Task to carry out.
Look for "components" in the listing below. Gather each line that contains it.

Information provided.
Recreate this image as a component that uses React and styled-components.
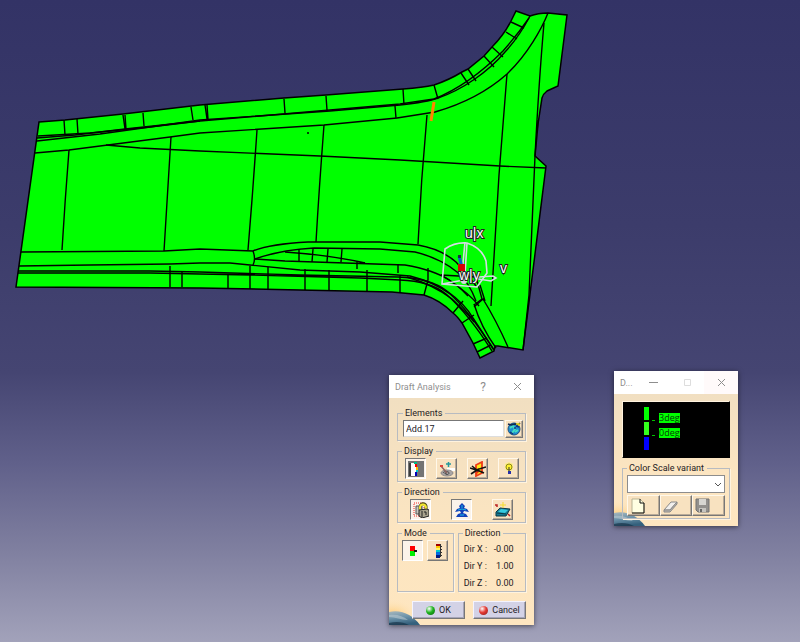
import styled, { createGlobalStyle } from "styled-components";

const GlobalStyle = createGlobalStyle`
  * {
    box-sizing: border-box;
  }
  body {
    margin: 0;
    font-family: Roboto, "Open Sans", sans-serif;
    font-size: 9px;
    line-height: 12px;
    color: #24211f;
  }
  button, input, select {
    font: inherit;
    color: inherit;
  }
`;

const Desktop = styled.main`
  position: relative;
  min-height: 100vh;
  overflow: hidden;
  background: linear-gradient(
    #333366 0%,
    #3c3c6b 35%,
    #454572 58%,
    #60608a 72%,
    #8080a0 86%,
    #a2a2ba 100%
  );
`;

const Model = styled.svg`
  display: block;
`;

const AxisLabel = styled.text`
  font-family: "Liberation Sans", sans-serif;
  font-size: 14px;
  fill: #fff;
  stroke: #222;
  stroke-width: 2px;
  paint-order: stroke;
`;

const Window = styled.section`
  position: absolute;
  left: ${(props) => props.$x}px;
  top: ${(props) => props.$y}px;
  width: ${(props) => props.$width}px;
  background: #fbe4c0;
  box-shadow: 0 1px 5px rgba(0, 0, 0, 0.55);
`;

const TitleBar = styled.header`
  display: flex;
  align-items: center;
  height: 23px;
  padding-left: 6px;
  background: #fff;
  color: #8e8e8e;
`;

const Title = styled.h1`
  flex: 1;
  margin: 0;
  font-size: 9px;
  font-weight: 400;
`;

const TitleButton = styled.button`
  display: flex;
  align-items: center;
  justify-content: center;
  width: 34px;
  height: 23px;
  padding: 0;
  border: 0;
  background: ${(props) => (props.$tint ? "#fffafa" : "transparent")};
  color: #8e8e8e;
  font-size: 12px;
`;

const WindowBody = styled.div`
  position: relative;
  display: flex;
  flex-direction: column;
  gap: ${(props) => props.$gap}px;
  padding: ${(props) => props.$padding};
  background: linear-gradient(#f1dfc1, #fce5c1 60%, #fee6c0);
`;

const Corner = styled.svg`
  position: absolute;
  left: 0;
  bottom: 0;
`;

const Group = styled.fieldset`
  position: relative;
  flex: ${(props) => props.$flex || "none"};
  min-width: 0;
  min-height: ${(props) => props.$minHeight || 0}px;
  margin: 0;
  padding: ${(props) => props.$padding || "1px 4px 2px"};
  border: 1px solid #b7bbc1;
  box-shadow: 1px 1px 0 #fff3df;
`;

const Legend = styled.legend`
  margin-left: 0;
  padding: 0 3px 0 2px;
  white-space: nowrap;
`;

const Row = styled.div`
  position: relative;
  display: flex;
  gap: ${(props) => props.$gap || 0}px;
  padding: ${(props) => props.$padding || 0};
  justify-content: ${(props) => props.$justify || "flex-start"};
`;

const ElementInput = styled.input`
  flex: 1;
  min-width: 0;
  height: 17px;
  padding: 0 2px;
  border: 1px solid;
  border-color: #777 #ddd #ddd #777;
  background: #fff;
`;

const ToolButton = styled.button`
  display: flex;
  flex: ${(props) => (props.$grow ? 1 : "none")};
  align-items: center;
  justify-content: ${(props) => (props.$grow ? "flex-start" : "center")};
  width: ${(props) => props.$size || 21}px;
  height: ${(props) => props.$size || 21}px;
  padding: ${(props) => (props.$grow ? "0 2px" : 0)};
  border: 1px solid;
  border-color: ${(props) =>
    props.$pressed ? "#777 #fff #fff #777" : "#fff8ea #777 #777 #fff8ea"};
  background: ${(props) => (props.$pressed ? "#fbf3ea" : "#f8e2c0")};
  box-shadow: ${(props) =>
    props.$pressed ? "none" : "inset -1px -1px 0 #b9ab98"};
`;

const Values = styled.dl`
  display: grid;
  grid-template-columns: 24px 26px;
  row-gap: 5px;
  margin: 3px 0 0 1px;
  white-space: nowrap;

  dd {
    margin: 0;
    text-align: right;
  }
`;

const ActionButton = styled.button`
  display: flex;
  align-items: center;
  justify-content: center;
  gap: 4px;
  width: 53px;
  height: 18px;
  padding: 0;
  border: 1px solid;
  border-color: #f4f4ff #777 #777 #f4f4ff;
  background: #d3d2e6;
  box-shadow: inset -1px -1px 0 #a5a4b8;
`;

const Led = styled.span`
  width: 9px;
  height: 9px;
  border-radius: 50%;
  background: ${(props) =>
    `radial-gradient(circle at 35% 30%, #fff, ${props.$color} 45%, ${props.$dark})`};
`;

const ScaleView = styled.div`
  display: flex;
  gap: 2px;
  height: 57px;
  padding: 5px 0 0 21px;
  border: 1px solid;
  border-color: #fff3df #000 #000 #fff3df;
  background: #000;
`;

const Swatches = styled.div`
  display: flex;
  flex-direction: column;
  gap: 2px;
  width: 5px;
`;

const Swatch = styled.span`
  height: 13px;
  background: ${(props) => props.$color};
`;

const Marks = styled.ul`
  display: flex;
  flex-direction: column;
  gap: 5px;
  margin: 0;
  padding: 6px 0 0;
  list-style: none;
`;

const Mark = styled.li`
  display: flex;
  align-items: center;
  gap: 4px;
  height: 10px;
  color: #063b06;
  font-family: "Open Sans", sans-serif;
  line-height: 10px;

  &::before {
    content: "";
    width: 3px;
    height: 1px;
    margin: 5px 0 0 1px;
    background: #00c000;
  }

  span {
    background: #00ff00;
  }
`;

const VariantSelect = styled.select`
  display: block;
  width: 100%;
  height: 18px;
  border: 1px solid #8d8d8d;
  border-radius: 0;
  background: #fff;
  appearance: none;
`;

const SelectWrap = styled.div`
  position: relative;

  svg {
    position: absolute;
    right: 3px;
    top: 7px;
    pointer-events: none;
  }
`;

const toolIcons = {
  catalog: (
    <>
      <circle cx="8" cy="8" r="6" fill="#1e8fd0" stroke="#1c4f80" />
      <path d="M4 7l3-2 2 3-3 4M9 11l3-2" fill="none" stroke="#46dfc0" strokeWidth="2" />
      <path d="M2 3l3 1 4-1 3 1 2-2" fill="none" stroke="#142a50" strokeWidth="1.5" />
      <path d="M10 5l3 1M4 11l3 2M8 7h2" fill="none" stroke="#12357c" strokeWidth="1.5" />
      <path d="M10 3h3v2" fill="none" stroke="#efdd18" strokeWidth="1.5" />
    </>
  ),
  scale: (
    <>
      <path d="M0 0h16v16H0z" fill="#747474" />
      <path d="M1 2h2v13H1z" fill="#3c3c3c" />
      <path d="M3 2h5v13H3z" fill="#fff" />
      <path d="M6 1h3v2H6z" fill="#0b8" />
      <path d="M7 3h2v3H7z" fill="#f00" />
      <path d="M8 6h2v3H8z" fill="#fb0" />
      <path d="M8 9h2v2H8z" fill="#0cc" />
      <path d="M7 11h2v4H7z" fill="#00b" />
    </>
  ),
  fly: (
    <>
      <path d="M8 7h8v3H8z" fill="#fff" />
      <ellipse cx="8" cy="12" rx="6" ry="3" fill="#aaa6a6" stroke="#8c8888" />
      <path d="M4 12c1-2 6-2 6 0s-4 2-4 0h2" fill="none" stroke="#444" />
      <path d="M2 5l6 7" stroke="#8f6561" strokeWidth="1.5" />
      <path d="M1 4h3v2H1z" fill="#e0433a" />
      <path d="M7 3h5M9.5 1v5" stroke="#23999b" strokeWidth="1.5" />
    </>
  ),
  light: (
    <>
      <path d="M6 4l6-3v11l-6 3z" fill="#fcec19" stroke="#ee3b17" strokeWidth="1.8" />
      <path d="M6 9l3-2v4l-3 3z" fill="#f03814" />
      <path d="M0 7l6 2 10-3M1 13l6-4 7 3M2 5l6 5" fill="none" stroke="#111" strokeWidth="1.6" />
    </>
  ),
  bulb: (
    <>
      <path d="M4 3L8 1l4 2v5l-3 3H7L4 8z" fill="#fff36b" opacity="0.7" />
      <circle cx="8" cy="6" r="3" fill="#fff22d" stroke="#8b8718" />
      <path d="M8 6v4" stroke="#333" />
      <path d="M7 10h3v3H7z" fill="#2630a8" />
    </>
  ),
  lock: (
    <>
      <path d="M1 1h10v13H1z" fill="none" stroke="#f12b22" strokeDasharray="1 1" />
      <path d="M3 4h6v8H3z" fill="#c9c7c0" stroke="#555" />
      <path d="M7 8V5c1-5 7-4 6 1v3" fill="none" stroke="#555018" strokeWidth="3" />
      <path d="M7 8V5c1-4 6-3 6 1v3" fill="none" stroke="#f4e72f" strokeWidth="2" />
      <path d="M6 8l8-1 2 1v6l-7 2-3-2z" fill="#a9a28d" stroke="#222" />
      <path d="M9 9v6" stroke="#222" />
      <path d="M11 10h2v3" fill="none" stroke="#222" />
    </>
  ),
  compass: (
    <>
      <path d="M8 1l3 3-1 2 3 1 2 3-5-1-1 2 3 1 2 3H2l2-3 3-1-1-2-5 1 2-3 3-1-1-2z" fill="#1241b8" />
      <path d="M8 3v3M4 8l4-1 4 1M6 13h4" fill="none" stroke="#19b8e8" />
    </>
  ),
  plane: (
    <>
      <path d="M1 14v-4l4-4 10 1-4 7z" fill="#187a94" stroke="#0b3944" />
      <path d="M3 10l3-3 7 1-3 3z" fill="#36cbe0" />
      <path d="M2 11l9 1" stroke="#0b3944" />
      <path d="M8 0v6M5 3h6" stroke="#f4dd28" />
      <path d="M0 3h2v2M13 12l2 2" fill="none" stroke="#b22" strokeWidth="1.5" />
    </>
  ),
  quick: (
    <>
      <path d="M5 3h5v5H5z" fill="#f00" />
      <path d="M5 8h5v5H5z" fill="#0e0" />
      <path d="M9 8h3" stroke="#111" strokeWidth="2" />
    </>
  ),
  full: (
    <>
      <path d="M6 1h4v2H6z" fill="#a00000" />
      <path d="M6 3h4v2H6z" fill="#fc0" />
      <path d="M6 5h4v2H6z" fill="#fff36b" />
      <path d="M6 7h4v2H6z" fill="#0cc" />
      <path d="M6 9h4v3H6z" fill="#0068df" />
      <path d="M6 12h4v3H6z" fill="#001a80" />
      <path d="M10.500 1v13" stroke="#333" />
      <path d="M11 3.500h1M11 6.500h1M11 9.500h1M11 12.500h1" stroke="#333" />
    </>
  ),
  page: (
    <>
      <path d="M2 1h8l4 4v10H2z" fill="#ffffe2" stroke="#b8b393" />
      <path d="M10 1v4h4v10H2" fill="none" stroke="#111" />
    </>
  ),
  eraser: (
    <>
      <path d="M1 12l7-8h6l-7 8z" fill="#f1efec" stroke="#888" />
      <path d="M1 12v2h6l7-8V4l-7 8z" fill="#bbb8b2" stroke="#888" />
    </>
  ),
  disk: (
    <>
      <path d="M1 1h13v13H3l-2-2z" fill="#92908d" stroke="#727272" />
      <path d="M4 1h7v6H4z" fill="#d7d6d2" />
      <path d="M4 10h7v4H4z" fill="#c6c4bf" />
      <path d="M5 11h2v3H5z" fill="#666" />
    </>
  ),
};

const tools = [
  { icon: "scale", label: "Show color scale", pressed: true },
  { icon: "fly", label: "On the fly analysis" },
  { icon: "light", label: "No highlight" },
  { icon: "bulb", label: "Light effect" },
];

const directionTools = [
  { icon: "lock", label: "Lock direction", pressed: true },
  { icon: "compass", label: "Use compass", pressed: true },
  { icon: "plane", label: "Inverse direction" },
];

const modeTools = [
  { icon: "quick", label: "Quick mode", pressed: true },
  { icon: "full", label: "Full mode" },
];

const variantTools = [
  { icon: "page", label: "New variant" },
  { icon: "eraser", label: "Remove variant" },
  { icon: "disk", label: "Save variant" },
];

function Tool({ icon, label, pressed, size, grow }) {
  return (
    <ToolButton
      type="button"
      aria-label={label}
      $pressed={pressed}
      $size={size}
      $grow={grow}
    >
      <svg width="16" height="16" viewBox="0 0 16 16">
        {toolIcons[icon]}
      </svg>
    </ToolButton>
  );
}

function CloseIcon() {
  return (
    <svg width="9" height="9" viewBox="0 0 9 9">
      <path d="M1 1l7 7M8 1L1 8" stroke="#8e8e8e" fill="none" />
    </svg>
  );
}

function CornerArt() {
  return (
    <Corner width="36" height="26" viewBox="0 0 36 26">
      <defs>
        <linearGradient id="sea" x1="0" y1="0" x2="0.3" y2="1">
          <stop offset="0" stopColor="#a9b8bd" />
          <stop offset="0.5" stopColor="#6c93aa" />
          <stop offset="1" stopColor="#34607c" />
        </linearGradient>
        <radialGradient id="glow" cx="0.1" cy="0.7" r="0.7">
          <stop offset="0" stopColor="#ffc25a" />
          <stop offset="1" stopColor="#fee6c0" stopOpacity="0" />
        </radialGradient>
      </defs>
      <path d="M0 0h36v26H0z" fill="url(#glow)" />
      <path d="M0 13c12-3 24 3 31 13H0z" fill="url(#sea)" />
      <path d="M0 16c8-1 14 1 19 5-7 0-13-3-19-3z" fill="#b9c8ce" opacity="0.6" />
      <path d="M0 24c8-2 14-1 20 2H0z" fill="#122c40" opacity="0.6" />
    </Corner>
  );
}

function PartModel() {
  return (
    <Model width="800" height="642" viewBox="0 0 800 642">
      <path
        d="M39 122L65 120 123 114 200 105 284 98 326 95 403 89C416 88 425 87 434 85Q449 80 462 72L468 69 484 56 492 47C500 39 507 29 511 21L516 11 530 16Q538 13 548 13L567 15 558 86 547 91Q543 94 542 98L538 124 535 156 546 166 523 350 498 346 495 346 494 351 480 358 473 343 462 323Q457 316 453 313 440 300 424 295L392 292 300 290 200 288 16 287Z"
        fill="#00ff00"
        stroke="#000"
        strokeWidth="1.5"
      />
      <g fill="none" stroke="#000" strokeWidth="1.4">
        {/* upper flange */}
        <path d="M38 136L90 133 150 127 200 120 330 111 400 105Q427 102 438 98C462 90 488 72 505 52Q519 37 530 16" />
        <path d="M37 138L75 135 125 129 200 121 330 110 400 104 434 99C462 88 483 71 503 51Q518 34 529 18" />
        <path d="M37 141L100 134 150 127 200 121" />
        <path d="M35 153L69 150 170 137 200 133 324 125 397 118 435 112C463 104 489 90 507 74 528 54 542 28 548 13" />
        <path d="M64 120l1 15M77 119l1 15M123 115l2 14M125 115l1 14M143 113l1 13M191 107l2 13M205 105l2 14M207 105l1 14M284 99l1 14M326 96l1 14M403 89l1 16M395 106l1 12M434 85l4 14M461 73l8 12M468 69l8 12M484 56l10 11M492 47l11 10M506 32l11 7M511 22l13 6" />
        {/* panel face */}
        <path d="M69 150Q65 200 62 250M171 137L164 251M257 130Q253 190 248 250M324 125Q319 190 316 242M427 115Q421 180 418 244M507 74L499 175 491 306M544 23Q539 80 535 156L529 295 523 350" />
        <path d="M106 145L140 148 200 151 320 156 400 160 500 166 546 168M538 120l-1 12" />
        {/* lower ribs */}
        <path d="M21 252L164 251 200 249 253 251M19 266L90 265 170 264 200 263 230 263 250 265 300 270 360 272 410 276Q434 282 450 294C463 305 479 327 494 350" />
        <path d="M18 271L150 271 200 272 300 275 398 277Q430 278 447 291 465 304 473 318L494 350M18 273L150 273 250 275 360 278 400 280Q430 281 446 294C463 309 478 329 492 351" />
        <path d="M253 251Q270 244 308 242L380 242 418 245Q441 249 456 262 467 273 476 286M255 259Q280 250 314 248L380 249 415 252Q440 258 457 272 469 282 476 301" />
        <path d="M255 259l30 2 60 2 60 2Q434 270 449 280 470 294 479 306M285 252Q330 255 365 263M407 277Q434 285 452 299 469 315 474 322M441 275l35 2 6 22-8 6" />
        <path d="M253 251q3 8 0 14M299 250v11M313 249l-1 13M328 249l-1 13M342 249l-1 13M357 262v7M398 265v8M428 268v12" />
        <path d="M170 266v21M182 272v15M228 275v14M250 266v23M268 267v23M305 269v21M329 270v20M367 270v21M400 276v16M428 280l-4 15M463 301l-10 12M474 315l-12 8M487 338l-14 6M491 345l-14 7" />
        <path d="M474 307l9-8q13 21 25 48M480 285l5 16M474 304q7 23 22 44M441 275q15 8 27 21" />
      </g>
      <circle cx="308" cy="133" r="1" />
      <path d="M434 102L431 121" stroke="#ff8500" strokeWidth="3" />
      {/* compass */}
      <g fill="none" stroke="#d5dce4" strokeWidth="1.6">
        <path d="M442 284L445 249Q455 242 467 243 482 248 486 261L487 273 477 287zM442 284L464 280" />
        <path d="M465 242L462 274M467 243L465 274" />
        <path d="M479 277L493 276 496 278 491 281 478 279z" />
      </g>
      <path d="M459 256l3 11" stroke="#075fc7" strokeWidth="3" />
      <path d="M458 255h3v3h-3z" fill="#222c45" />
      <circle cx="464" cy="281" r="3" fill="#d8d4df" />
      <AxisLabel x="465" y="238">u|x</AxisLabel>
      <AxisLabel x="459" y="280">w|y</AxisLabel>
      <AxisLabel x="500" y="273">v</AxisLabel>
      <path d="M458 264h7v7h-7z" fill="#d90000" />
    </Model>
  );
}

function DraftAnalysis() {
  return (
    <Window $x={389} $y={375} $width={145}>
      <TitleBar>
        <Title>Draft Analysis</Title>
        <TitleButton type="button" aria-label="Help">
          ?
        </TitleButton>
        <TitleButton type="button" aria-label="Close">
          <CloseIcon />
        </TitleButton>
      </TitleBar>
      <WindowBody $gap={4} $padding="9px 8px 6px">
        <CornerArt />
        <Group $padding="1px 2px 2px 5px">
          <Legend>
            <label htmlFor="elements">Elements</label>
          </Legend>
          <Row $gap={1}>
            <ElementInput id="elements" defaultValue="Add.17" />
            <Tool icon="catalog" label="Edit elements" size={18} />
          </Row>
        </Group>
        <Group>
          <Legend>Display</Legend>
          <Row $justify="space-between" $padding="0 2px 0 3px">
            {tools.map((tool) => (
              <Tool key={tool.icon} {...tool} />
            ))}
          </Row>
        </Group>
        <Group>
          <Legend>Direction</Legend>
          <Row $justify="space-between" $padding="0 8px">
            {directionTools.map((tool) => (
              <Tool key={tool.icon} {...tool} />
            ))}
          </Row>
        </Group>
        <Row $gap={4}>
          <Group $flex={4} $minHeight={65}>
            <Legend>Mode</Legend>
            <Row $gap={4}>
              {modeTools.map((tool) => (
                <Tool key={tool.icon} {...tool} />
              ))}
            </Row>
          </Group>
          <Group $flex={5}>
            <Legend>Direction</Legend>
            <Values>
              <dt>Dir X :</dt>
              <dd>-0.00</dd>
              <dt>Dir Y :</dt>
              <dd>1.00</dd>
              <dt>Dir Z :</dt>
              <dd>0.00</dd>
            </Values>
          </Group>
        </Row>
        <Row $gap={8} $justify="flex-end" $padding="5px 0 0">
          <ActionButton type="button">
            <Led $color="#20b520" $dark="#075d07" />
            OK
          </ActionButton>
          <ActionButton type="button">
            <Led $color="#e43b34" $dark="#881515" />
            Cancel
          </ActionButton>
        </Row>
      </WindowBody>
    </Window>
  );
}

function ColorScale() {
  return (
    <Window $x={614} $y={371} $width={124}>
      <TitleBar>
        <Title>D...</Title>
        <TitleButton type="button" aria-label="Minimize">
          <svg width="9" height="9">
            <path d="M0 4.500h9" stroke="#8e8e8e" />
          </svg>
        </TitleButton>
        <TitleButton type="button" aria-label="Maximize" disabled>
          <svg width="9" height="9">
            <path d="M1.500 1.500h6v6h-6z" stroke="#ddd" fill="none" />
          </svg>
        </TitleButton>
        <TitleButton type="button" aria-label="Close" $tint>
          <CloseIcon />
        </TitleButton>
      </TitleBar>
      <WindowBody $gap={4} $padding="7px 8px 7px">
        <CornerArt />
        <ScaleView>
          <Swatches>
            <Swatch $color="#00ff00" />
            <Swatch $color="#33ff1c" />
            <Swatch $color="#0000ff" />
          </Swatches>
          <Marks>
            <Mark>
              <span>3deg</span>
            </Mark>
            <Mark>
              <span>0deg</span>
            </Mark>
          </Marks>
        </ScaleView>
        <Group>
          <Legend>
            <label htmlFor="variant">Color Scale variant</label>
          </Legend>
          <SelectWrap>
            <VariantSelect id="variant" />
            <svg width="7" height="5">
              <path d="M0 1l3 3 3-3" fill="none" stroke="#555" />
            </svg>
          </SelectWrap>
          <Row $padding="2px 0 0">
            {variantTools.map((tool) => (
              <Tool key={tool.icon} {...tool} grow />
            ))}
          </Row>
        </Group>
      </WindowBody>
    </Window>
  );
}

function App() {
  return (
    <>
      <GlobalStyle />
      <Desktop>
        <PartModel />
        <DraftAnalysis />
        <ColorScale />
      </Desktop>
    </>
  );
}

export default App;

Solution to the problem.
Recreate this image as a component that uses React and styled-components.
import styled, { createGlobalStyle } from "styled-components";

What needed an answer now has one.